More concretely, Iran is struggling with widespread domestic discontent, repression of dissent and a weak economy battered by U.S. and other international sanctions. After the Oct. 1 ballistic attack on Israel, the European Union went so far as to sanction the Iranian airline, making it impossible to land flights in most European destinations.

Iran also is calculating between saving face by standing up to Israel while also hoping to minimize antagonizing the West as it seeks relief from sanctions and possibly a reopening of negotiations over the international Iran nuclear deal, drafted and signed by President Obama and six other world powers but jettisoned by President Trump.

Moreover, Iran’s priority is the survival of its government and system above all else, analysts say.

Sanam Vakil, a Middle East analyst at Chatham House in London, said Iran will be reluctant to openly attack Israel now because its own military prowess and reputation have suffered blows in recent weeks. (Most of the ballistic missiles it hurled at Israel were intercepted and damage was minimal.)

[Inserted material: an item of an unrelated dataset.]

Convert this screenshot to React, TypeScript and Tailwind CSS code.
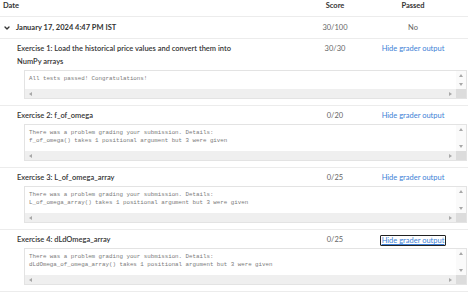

Instead, Tehran will shift focus to Gaza as a rallying point, and where nearly a year of U.S.-led efforts have failed to broker a ceasefire, and will use its diplomatic arm to attempt to deepen Israel’s isolation, Vakil said.

Despite those factors, the moment remains volatile and fraught, she said.

“What is clear is that both Israel and Iran are in reactive mode and the terms and conditions of their long adversarial relationship have been redefined,” Vakil said on the social media platform X. “Without guardrails, red lines or a strategy to de-escalate, further conflict remains in the cards.”

On Saturday, there were a handful of bombastic comments coming from Iranian hardliners, but not from Iranian leaders. Instead, the Foreign Ministry issued a statement said it was “entitled” to self-defense but did not make threats.

Iran “considers itself entitled and obligated to defend against foreign acts of aggression,” the statement said.